The Axioms of Religion, by E.Y. Mullins, is a classic work on theology and denominational relations. It is biblical, visionary, inspiring, thought-provoking, and practical. Though it was written to deal with Southern Baptist issues 100 years ago, it is still completely relevant for Southern Baptists today and for all Christian institutions and organizations.
His opening illustration of the forest - "Each recurring season brings a new test to the trees of a forest." - sets the tone of the book. He is in essence saying that each season of a denomination's, a Christian institution's, and a church's existence will bring a new set of challenges. Those that survive must learn to successfully deal with each of them that comes along. "Changing circumstances bring fresh tests of endurance. The weak or decrepit succumb, the strong survive."
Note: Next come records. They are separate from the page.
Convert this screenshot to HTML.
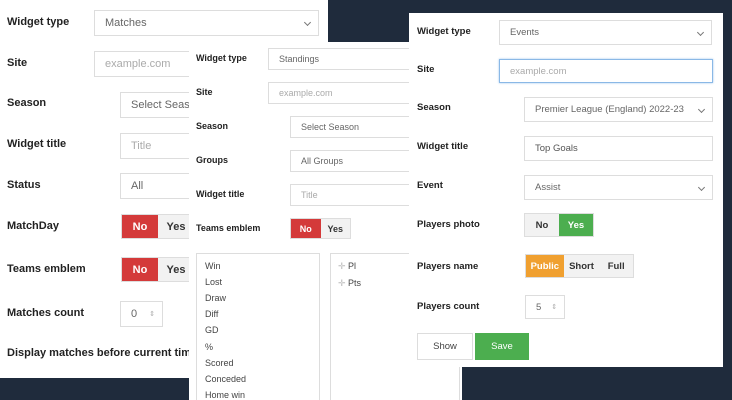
<!DOCTYPE html>
<html><head><style>
*{box-sizing:border-box;margin:0;padding:0}
html,body{width:732px;height:400px;overflow:hidden}
body{background:#1f2b3c;position:relative;font-family:"Liberation Sans",sans-serif;color:#555}
.p{position:absolute;background:#fff;overflow:hidden}
.l{position:absolute;font-weight:bold;color:#222;white-space:nowrap}
.b{position:absolute;border:1px solid #ddd;background:#fff;color:#666;white-space:nowrap;overflow:hidden;display:flex;align-items:center;padding-left:10px}
.ph{color:#aaa}
.ch::after{content:"";position:absolute;right:8px;top:50%;width:4px;height:4px;margin-top:-3px;border-right:1px solid #777;border-bottom:1px solid #777;transform:rotate(45deg)}
.t{position:absolute;display:flex;border:1px solid #ddd;background:#f2f2f2;font-weight:bold;color:#333}
.t span{display:flex;align-items:center;justify-content:center}
.r{background:#d43a3a;color:#fff}
.g{background:#4cae4f;color:#fff}
.o{background:#f0a030;color:#fff}
.li{position:absolute;font-size:9px;color:#444}
</style></head><body>
<div class="p" style="left:0;top:0;width:328px;height:378px;font-size:11px">
<div class="l" style="left:7px;top:16px">Widget type</div>
<div class="b ch" style="left:94px;top:10px;width:225px;height:26px">Matches</div>
<div class="l" style="left:7px;top:57px">Site</div>
<div class="b ph" style="left:94px;top:51px;width:120px;height:26px">example.com</div>
<div class="l" style="left:7px;top:97px">Season</div>
<div class="b" style="left:120px;top:92px;width:100px;height:26px">Select Season</div>
<div class="l" style="left:7px;top:138px">Widget title</div>
<div class="b ph" style="left:120px;top:133px;width:100px;height:26px">Title</div>
<div class="l" style="left:7px;top:179px">Status</div>
<div class="b" style="left:120px;top:173px;width:100px;height:26px">All</div>
<div class="l" style="left:7px;top:220px">MatchDay</div>
<div class="t" style="left:121px;top:214px;width:80px;height:25px"><span class="r" style="width:36px">No</span><span style="width:36px">Yes</span></div>
<div class="l" style="left:7px;top:263px">Teams emblem</div>
<div class="t" style="left:121px;top:257px;width:80px;height:25px"><span class="r" style="width:36px">No</span><span style="width:36px">Yes</span></div>
<div class="l" style="left:7px;top:307px">Matches count</div>
<div class="b" style="left:120px;top:301px;width:43px;height:26px">0 <span style="font-size:7px;color:#aaa;margin-left:12px">⇕</span></div>
<div class="l" style="left:7px;top:347px">Display matches before current time</div>
</div>
<div class="p" style="left:189px;top:42px;width:273px;height:358px;font-size:9px">
<div class="l" style="left:7px;top:11px">Widget type</div>
<div class="b" style="left:79px;top:6px;width:200px;height:22px">Standings</div>
<div class="l" style="left:7px;top:45px">Site</div>
<div class="b ph" style="left:79px;top:40px;width:200px;height:22px">example.com</div>
<div class="l" style="left:7px;top:79px">Season</div>
<div class="b" style="left:101px;top:74px;width:180px;height:22px">Select Season</div>
<div class="l" style="left:7px;top:113px">Groups</div>
<div class="b" style="left:101px;top:108px;width:180px;height:22px">All Groups</div>
<div class="l" style="left:7px;top:147px">Widget title</div>
<div class="b ph" style="left:101px;top:142px;width:180px;height:22px">Title</div>
<div class="l" style="left:7px;top:181px">Teams emblem</div>
<div class="t" style="left:101px;top:176px;width:61px;height:21px"><span class="r" style="width:30px">No</span><span style="width:30px">Yes</span></div>
<div style="position:absolute;left:7px;top:211px;width:124px;height:160px;border:1px solid #ddd"></div>
<div style="position:absolute;left:141px;top:211px;width:130px;height:160px;border:1px solid #ddd"></div>
<div class="li" style="left:16px;top:219px">Win</div>
<div class="li" style="left:16px;top:235px">Lost</div>
<div class="li" style="left:16px;top:251px">Draw</div>
<div class="li" style="left:16px;top:267px">Diff</div>
<div class="li" style="left:16px;top:283px">GD</div>
<div class="li" style="left:16px;top:300px">%</div>
<div class="li" style="left:16px;top:316px">Scored</div>
<div class="li" style="left:16px;top:332px">Conceded</div>
<div class="li" style="left:16px;top:348px">Home win</div>
<div class="li" style="left:149px;top:219px"><span style="color:#bbb">✛</span> Pl</div>
<div class="li" style="left:149px;top:236px"><span style="color:#bbb">✛</span> Pts</div>
</div>
<div class="p" style="left:409px;top:13px;width:314px;height:354px;font-size:9.5px">
<div class="l" style="left:8px;top:13px">Widget type</div>
<div class="b ch" style="left:90px;top:7px;width:213px;height:25px">Events</div>
<div class="l" style="left:8px;top:51px">Site</div>
<div class="b ph" style="left:90px;top:46px;width:214px;height:24px;border-color:#8ab8e6;box-shadow:0 0 2px #9cc4ec">example.com</div>
<div class="l" style="left:8px;top:89px">Season</div>
<div class="b ch" style="left:115px;top:84px;width:189px;height:25px">Premier League (England) 2022-23</div>
<div class="l" style="left:8px;top:128px">Widget title</div>
<div class="b" style="left:115px;top:123px;width:189px;height:25px;color:#555">Top Goals</div>
<div class="l" style="left:8px;top:167px">Event</div>
<div class="b ch" style="left:115px;top:162px;width:189px;height:25px">Assist</div>
<div class="l" style="left:8px;top:206px">Players photo</div>
<div class="t" style="left:115px;top:200px;width:70px;height:24px"><span style="width:35px">No</span><span class="g" style="width:35px">Yes</span></div>
<div class="l" style="left:8px;top:248px">Players name</div>
<div class="t" style="left:116px;top:241px;width:109px;height:24px"><span class="o" style="width:38px">Public</span><span style="width:36px">Short</span><span style="width:34px">Full</span></div>
<div class="l" style="left:8px;top:288px">Players count</div>
<div class="b" style="left:116px;top:282px;width:40px;height:24px">5 <span style="font-size:7px;color:#aaa;margin-left:10px">⇕</span></div>
<div class="b" style="left:8px;top:320px;width:56px;height:27px;justify-content:center;padding:0;color:#444">Show</div>
<div class="b g" style="left:66px;top:320px;width:54px;height:27px;justify-content:center;padding:0;border-color:#4cae4f">Save</div>
</div>
</body></html>
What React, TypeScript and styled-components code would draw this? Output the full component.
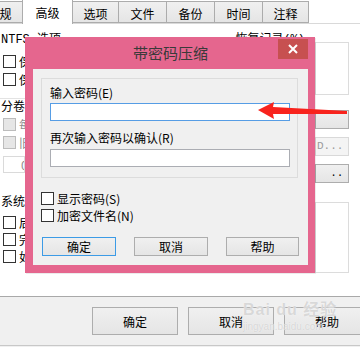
import styled, { createGlobalStyle } from 'styled-components'

const Global = createGlobalStyle`
  html, body {
    margin: 0;
    padding: 0;
    background: #f0f0f0;
  }
  body {
    font-family: "Noto Sans CJK SC", "Liberation Sans", sans-serif;
    font-size: 12px;
    color: #000;
  }
`

const Page = styled.div`
  position: relative;
  width: 360px;
  height: 347px;
  overflow: hidden;
  background: #f0f0f0;
  display: flex;
  flex-direction: column;
`

const TabStrip = styled.div`
  display: flex;
  align-items: flex-end;
  height: 24px;
  margin-left: -24px;
  border-bottom: 1px solid #d9d9d9;
  box-sizing: border-box;
  background: #ffffff;
`

const Tab = styled.div<{ $active?: boolean; $width: number }>`
  box-sizing: border-box;
  width: ${(p) => p.$width}px;
  height: ${(p) => (p.$active ? 25 : 22)}px;
  margin-bottom: ${(p) => (p.$active ? -1 : 0)}px;
  display: flex;
  align-items: center;
  justify-content: center;
  padding-top: ${(p) => (p.$active ? 0 : 2)}px;
  border: 1px solid #acacac;
  border-bottom: ${(p) => (p.$active ? 'none' : '1px solid #acacac')};
  margin-right: -1px;
  background: ${(p) => (p.$active ? '#ffffff' : 'linear-gradient(#f0f0f0, #e5e5e5)')};
  position: relative;
  z-index: ${(p) => (p.$active ? 1 : 0)};
  font-size: 12px;
`

const Panel = styled.div`
  height: 273px;
  box-sizing: border-box;
  background: #ffffff;
  border-bottom: 1px solid #a9a9a9;
  display: flex;
  justify-content: space-between;
  padding: 10px 11px 0 3px;
`

const LeftCol = styled.div`
  width: 22px;
  display: flex;
  flex-direction: column;
`

const RightCol = styled.div`
  width: 120px;
  display: flex;
  flex-direction: column;
  align-items: flex-end;
`

const GroupLabel = styled.div<{ $top?: number; $right?: number }>`
  height: 13px;
  line-height: 13px;
  margin-top: ${(p) => p.$top ?? 0}px;
  margin-left: -2px;
  margin-right: ${(p) => p.$right ?? 0}px;
  white-space: nowrap;
  font-family: "Liberation Mono", "Noto Sans CJK SC", monospace;
  font-size: 12px;
`

const Separator = styled.div<{ $top: number }>`
  height: 1px;
  width: 30px;
  background: #e3e3e3;
  margin: ${(p) => p.$top}px 0 0 -3px;
`

const CheckRow = styled.div<{ $top: number }>`
  display: flex;
  align-items: center;
  gap: 3px;
  margin-top: ${(p) => p.$top}px;
  height: 13px;
`

const BgRow = styled(CheckRow)`
  overflow: hidden;
`

const Box = styled.span<{ $disabled?: boolean }>`
  box-sizing: border-box;
  width: 13px;
  height: 13px;
  flex: none;
  border: 1px solid ${(p) => (p.$disabled ? '#bcbcbc' : '#333333')};
  background: ${(p) => (p.$disabled ? '#e6e6e6' : '#ffffff')};
`

const RowText = styled.span<{ $disabled?: boolean }>`
  color: ${(p) => (p.$disabled ? '#8d8d8d' : '#000')};
  white-space: nowrap;
  line-height: 13px;
`

const Combo = styled.div`
  margin-top: 7px;
  height: 17px;
  box-sizing: border-box;
  border: 1px solid #dadada;
  color: #8d8d8d;
  padding-left: 17px;
  line-height: 15px;
  overflow: hidden;
`

const Frame = styled.div<{ $top: number; $height: number }>`
  box-sizing: border-box;
  width: 34px;
  height: ${(p) => p.$height}px;
  margin-top: ${(p) => p.$top}px;
  border: 1px solid #dcdcdc;
`

const SideButton = styled.div<{ $top: number; $disabled?: boolean }>`
  box-sizing: border-box;
  width: 34px;
  height: 19px;
  margin-top: ${(p) => p.$top}px;
  border: 1px solid ${(p) => (p.$disabled ? '#d9d9d9' : '#adadad')};
  background: ${(p) => (p.$disabled ? '#f4f4f4' : 'linear-gradient(#f0f0f0, #e5e5e5)')};
  color: ${(p) => (p.$disabled ? '#9a9a9a' : '#000')};
  font-family: "Liberation Mono", monospace;
  font-size: 11px;
  line-height: 17px;
  white-space: nowrap;
  overflow: hidden;
  padding-left: 1px;
`

const Footer = styled.div`
  flex: 1;
  display: flex;
  gap: 10px;
  padding: 10px 0 0 92px;
  border-bottom: 1px solid #c8c8c8;
  margin-bottom: 1px;
`

const Button = styled.div<{ $w: number; $h: number; $primary?: boolean }>`
  box-sizing: border-box;
  flex: none;
  width: ${(p) => p.$w}px;
  height: ${(p) => p.$h}px;
  border: 1px solid ${(p) => (p.$primary ? '#3c9be6' : '#adadad')};
  background: linear-gradient(#f0f0f0, #e5e5e5);
  display: flex;
  align-items: center;
  justify-content: center;
  font-size: 12px;
`

const Dialog = styled.div`
  position: absolute;
  left: 25px;
  top: 37px;
  width: 290px;
  height: 236px;
  box-sizing: border-box;
  background: #e5668e;
  padding: 0 7px 8px 8px;
  display: flex;
  flex-direction: column;
  box-shadow: 1px 1px 0 rgba(0, 0, 0, 0.08);
`

const TitleBar = styled.div`
  height: 32px;
  position: relative;
  display: flex;
  align-items: center;
  justify-content: center;
  font-size: 15px;
  color: #3a3a3a;
  padding-bottom: 2px;
  box-sizing: border-box;
`

const CloseButton = styled.div`
  position: absolute;
  right: 0;
  top: 2px;
  width: 30px;
  height: 20px;
  background: #c75050;
  display: flex;
  align-items: center;
  justify-content: center;
`

const Client = styled.div`
  flex: 1;
  background: #f0f0f0;
  padding: 9px 10px 0 8px;
  display: flex;
  flex-direction: column;
`

const InnerGroup = styled.div`
  box-sizing: border-box;
  height: 100px;
  border: 1px solid #dcdcdc;
  padding: 7px 7px 0 8px;
  display: flex;
  flex-direction: column;
`

const FieldLabel = styled.div<{ $top?: number }>`
  height: 13px;
  line-height: 13px;
  margin-top: ${(p) => p.$top ?? 0}px;
  white-space: nowrap;
`

const Input = styled.div<{ $focused?: boolean }>`
  box-sizing: border-box;
  width: 240px;
  height: 18px;
  margin-top: ${(p) => (p.$focused ? 4 : 5)}px;
  background: #ffffff;
  border: 1px solid ${(p) => (p.$focused ? '#569de5' : '#abadb3')};
`

const DialogButtons = styled.div`
  display: flex;
  gap: 18px;
  margin-top: 15px;
  margin-left: 1px;
`

const Arrow = styled.svg`
  position: absolute;
  left: 255px;
  top: 100px;
`

const Watermark = styled.div`
  position: absolute;
  left: 243px;
  top: 301px;
  color: rgba(200, 200, 200, 0.7);
  text-shadow: 0 0 1px #ffffff;
  font-family: "Liberation Sans", "Noto Sans CJK SC", sans-serif;
  pointer-events: none;
`

const MarkTop = styled.div`
  font-size: 16px;
  font-weight: bold;
  line-height: 18px;
  letter-spacing: 1px;
`

const MarkBottom = styled.div`
  font-size: 10px;
  line-height: 12px;
  margin-top: 2px;
`

const tabs = [
  { label: '常规', width: 47 },
  { label: '高级', width: 51, active: true },
  { label: '选项', width: 47 },
  { label: '文件', width: 49 },
  { label: '备份', width: 49 },
  { label: '时间', width: 49 },
  { label: '注释', width: 47 },
]

export default function App() {
  return (
    <>
      <Global />
      <Page>
        <TabStrip>
          {tabs.map((t) => (
            <Tab key={t.label} $active={t.active} $width={t.width}>
              {t.label}
            </Tab>
          ))}
        </TabStrip>
        <Panel>
          <LeftCol>
            <GroupLabel>NTFS 选项</GroupLabel>
            <BgRow $top={8}>
              <Box />
              <RowText>保存文件安全数据</RowText>
            </BgRow>
            <BgRow $top={5}>
              <Box />
              <RowText>保存文件流数据</RowText>
            </BgRow>
            <Separator $top={12} />
            <GroupLabel $top={3}>分卷</GroupLabel>
            <BgRow $top={3}>
              <Box $disabled />
              <RowText $disabled>每一个分卷后暂停</RowText>
            </BgRow>
            <BgRow $top={5}>
              <Box $disabled />
              <RowText $disabled>旧样式分卷名</RowText>
            </BgRow>
            <Combo>0</Combo>
            <GroupLabel $top={24}>系统</GroupLabel>
            <BgRow $top={6}>
              <Box />
              <RowText>后台压缩</RowText>
            </BgRow>
            <BgRow $top={4}>
              <Box />
              <RowText>完成操作后关闭计算机电源</RowText>
            </BgRow>
            <BgRow $top={4}>
              <Box />
              <RowText>如果其他副本被激活则等待</RowText>
            </BgRow>
          </LeftCol>
          <RightCol>
            <GroupLabel $right={44}>恢复记录(%)</GroupLabel>
            <Frame $top={-5} $height={53} />
            <SideButton $top={15} />
            <SideButton $top={8} $disabled>D...</SideButton>
            <SideButton $top={8}>&nbsp;&nbsp;..</SideButton>
            <Frame $top={19} $height={71} />
          </RightCol>
        </Panel>
        <Footer>
          <Button $w={86} $h={28}>确定</Button>
          <Button $w={86} $h={28}>取消</Button>
          <Button $w={86} $h={28}>帮助</Button>
        </Footer>

        <Watermark>
          <MarkTop>Bai du 经验</MarkTop>
          <MarkBottom>jingyan.baidu.com</MarkBottom>
        </Watermark>

        <Dialog>
          <TitleBar>
            带密码压缩
            <CloseButton>
              <svg width="10" height="10" viewBox="0 0 10 10">
                <path d="M1 1 L9 9 M9 1 L1 9" stroke="#ffffff" strokeWidth="2" />
              </svg>
            </CloseButton>
          </TitleBar>
          <Client>
            <InnerGroup>
              <FieldLabel>输入密码(E)</FieldLabel>
              <Input $focused />
              <FieldLabel $top={10}>再次输入密码以确认(R)</FieldLabel>
              <Input />
            </InnerGroup>
            <CheckRow $top={14}>
              <Box />
              <RowText>显示密码(S)</RowText>
            </CheckRow>
            <CheckRow $top={4}>
              <Box />
              <RowText>加密文件名(N)</RowText>
            </CheckRow>
            <DialogButtons>
              <Button $w={74} $h={19} $primary>确定</Button>
              <Button $w={74} $h={19}>取消</Button>
              <Button $w={73} $h={19}>帮助</Button>
            </DialogButtons>
          </Client>
        </Dialog>

        <Arrow width="96" height="24" viewBox="0 0 96 24">
          <path d="M3 10 L19 2 L18 7 L92 11 L92 14 L18 14 L19 19 Z" fill="#f8231d" />
        </Arrow>
      </Page>
    </>
  )
}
His profound insights are needed by Christian leaders for today - especially in the "Post Denomination Age" we are supposedly in. Mullins wrote: "There must be, then, some motive or incentive or cohesive principle strong enough to give unity to each of the religious bodies if these bodies are to continue their careers of usefulness. Denominational self-respect, a sense of a divine calling and missions, must possess any religious body which counts for so much in the world. The prophetic mood, which implies that the soul is conquered by some great truth or truths, and seeks passionately and restlessly to propagate those truths, is a prime condition of power."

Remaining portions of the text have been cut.